*TASK DIRECTIONS*. Look through the lines below and extract any with the word "page".

*GIVEN DATA*.
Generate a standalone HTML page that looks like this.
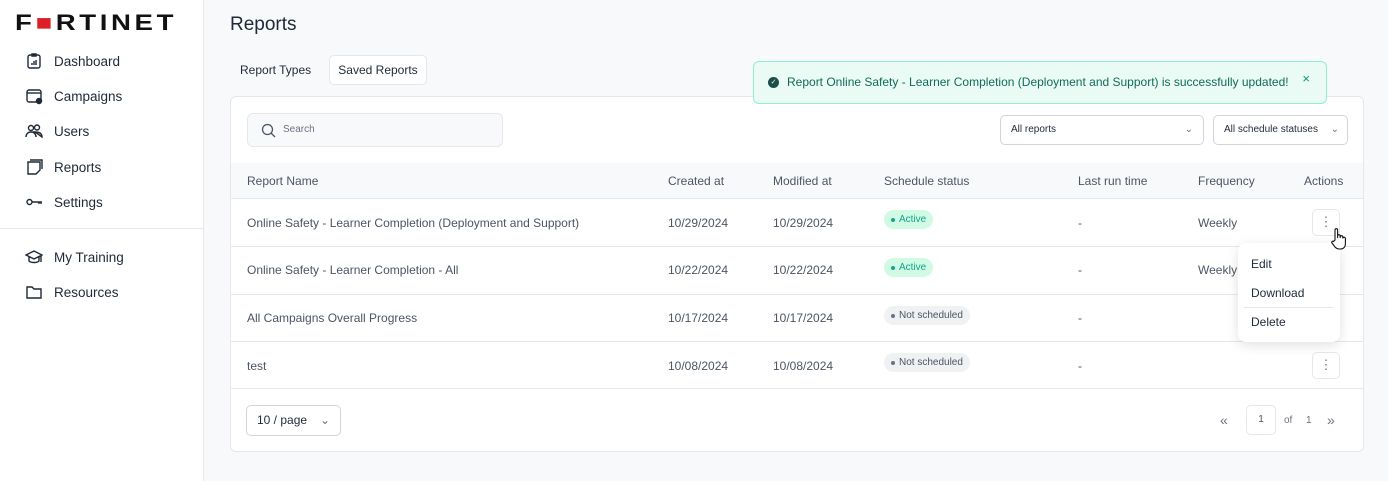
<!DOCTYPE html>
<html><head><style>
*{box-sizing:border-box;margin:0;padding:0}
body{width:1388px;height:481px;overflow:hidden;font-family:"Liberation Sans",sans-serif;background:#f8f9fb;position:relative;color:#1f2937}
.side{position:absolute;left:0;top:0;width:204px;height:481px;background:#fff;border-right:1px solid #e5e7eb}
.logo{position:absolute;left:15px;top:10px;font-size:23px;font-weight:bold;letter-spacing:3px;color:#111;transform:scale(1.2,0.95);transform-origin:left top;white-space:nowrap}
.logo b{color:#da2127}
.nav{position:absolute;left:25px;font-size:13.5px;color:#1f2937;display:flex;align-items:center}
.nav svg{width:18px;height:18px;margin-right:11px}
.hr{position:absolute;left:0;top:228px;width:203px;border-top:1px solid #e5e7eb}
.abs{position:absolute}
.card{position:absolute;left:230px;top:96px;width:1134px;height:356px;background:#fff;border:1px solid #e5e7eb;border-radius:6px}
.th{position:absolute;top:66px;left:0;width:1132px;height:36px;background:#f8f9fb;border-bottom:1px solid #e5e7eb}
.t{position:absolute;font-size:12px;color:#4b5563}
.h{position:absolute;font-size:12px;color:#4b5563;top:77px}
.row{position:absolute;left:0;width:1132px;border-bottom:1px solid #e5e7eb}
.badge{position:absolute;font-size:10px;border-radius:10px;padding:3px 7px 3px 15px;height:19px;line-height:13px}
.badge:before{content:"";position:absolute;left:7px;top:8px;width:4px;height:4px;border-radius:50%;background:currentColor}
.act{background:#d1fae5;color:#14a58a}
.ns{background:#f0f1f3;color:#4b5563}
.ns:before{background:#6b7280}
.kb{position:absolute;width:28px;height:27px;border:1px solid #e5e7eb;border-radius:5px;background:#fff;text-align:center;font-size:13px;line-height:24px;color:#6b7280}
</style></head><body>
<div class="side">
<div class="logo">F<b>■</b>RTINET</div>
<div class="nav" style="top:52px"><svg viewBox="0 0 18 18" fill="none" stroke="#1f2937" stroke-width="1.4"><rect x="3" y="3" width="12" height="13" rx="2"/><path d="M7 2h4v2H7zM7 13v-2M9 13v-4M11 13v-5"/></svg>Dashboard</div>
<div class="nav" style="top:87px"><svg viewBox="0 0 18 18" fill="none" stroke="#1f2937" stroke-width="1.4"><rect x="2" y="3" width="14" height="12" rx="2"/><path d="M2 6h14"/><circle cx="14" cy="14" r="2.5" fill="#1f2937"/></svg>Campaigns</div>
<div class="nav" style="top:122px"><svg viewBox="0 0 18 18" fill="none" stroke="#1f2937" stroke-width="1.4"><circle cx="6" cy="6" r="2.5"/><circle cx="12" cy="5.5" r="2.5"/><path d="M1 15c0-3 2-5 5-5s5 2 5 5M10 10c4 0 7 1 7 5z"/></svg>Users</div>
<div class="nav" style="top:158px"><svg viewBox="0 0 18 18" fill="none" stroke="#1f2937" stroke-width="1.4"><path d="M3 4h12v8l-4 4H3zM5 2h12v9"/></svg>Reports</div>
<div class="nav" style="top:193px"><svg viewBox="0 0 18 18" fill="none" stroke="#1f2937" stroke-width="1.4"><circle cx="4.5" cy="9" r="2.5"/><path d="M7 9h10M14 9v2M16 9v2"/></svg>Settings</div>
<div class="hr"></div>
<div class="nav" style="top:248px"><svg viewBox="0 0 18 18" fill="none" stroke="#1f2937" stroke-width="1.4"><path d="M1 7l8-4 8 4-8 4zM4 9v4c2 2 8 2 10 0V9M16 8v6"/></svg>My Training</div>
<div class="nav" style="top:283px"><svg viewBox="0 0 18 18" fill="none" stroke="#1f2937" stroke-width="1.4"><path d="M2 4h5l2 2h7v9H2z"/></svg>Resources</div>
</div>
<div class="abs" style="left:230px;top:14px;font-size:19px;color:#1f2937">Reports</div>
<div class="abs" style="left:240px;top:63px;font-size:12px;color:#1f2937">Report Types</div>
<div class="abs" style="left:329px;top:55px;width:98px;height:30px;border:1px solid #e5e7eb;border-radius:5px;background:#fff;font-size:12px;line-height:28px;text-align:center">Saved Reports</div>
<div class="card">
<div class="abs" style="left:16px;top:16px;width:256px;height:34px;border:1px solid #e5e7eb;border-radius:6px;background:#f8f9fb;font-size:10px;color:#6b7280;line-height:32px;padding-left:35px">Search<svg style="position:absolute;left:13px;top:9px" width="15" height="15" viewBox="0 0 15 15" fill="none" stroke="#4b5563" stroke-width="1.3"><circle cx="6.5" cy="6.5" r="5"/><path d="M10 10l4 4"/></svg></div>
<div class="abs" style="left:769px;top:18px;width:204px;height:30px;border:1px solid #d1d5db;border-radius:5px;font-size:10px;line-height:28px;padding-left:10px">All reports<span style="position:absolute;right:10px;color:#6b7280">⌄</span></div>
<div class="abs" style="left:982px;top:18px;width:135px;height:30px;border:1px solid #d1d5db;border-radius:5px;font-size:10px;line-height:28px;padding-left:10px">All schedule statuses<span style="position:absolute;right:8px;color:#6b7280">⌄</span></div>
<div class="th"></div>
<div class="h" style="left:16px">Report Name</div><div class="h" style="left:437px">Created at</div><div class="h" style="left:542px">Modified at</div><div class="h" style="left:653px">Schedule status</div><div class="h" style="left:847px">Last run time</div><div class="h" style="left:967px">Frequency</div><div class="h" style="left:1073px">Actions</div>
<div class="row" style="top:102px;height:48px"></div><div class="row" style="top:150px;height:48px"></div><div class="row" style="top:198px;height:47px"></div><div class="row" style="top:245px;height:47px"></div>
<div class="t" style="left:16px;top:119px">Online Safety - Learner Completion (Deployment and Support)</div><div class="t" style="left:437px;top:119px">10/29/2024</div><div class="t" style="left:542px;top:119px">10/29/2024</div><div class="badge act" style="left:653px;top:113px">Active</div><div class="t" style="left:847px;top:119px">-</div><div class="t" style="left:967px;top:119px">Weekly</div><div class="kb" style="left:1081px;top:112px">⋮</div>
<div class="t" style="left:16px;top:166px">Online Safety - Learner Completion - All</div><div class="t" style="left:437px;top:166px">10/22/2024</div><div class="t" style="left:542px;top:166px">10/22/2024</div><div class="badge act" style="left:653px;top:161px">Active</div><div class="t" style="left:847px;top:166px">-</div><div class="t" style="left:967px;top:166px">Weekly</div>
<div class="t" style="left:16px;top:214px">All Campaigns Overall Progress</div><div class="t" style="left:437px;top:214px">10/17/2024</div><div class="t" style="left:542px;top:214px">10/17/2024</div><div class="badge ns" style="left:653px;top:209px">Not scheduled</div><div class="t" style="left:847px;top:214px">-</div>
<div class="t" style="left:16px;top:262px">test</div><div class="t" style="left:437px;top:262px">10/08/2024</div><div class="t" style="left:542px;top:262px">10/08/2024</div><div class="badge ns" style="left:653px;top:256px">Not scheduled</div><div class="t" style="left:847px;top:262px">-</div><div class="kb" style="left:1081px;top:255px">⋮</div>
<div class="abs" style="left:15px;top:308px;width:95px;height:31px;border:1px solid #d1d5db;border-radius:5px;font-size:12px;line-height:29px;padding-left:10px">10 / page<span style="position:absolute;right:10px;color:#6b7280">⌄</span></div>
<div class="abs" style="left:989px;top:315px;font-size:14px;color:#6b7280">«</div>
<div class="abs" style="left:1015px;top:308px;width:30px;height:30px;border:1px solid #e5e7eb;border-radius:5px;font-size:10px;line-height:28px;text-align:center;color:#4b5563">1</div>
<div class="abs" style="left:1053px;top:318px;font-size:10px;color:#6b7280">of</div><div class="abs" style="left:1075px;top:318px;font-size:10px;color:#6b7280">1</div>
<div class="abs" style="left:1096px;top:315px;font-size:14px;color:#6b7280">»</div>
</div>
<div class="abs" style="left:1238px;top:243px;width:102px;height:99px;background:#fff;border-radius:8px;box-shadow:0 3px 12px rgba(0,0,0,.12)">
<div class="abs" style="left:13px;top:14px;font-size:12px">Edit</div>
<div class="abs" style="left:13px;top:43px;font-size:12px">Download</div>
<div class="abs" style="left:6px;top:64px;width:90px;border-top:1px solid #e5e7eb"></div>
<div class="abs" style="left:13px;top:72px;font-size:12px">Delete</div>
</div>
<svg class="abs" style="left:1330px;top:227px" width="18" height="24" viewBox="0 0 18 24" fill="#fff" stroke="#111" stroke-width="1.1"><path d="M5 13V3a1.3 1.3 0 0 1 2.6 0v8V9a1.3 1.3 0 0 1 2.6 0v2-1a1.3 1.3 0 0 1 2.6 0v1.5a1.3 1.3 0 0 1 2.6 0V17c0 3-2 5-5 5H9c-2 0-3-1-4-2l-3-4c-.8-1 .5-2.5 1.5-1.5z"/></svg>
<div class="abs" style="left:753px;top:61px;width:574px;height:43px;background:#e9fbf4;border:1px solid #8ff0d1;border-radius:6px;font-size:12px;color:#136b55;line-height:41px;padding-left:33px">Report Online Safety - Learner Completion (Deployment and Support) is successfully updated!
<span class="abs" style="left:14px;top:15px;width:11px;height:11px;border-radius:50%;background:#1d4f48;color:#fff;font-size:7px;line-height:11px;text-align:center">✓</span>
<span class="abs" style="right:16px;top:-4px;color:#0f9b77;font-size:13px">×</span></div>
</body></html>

*ANSWER FOR THE TASK*.
Generate a standalone HTML page that looks like this.
<div class="abs" style="left:15px;top:308px;width:95px;height:31px;border:1px solid #d1d5db;border-radius:5px;font-size:12px;line-height:29px;padding-left:10px">10 / page<span style="position:absolute;right:10px;color:#6b7280">⌄</span></div>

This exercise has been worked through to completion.